◆ Dataset section
..............................

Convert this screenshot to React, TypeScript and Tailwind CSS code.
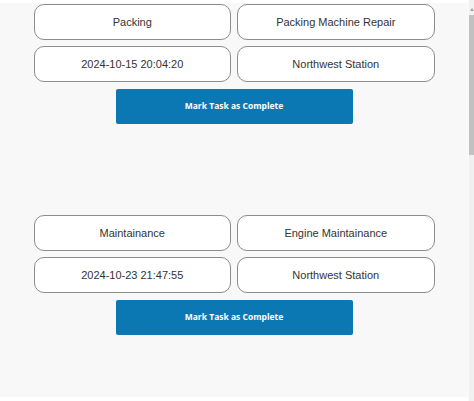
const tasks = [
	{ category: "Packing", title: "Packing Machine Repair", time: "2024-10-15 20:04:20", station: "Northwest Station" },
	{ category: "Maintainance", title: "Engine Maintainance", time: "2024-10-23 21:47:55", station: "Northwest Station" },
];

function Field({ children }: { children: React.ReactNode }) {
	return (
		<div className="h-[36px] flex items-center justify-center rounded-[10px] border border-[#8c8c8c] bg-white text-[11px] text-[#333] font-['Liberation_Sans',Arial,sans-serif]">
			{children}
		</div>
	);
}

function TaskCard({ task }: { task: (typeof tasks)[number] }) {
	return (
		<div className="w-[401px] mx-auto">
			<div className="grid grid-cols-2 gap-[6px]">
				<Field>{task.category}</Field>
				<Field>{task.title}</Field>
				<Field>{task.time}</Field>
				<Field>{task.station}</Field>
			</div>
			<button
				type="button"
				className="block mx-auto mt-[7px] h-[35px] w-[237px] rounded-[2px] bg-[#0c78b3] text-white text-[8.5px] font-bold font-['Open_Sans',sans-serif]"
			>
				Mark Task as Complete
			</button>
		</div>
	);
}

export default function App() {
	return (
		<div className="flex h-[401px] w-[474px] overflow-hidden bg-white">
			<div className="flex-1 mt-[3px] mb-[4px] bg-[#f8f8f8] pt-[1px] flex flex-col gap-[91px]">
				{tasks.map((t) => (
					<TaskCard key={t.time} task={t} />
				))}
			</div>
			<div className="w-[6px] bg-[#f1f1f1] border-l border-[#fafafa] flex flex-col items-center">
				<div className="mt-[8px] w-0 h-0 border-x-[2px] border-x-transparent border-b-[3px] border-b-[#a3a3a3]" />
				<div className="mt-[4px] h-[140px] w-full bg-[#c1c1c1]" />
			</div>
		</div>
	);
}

..............................

◆ Problem details
All the lines above are to be reproduced exactly, except the pictures.

◆ Output of the exercise
Convert this screenshot to React, TypeScript and Tailwind CSS code.
const tasks = [
	{ category: "Packing", title: "Packing Machine Repair", time: "2024-10-15 20:04:20", station: "Northwest Station" },
	{ category: "Maintainance", title: "Engine Maintainance", time: "2024-10-23 21:47:55", station: "Northwest Station" },
];

function Field({ children }: { children: React.ReactNode }) {
	return (
		<div className="h-[36px] flex items-center justify-center rounded-[10px] border border-[#8c8c8c] bg-white text-[11px] text-[#333] font-['Liberation_Sans',Arial,sans-serif]">
			{children}
		</div>
	);
}

function TaskCard({ task }: { task: (typeof tasks)[number] }) {
	return (
		<div className="w-[401px] mx-auto">
			<div className="grid grid-cols-2 gap-[6px]">
				<Field>{task.category}</Field>
				<Field>{task.title}</Field>
				<Field>{task.time}</Field>
				<Field>{task.station}</Field>
			</div>
			<button
				type="button"
				className="block mx-auto mt-[7px] h-[35px] w-[237px] rounded-[2px] bg-[#0c78b3] text-white text-[8.5px] font-bold font-['Open_Sans',sans-serif]"
			>
				Mark Task as Complete
			</button>
		</div>
	);
}

export default function App() {
	return (
		<div className="flex h-[401px] w-[474px] overflow-hidden bg-white">
			<div className="flex-1 mt-[3px] mb-[4px] bg-[#f8f8f8] pt-[1px] flex flex-col gap-[91px]">
				{tasks.map((t) => (
					<TaskCard key={t.time} task={t} />
				))}
			</div>
			<div className="w-[6px] bg-[#f1f1f1] border-l border-[#fafafa] flex flex-col items-center">
				<div className="mt-[8px] w-0 h-0 border-x-[2px] border-x-transparent border-b-[3px] border-b-[#a3a3a3]" />
				<div className="mt-[4px] h-[140px] w-full bg-[#c1c1c1]" />
			</div>
		</div>
	);
}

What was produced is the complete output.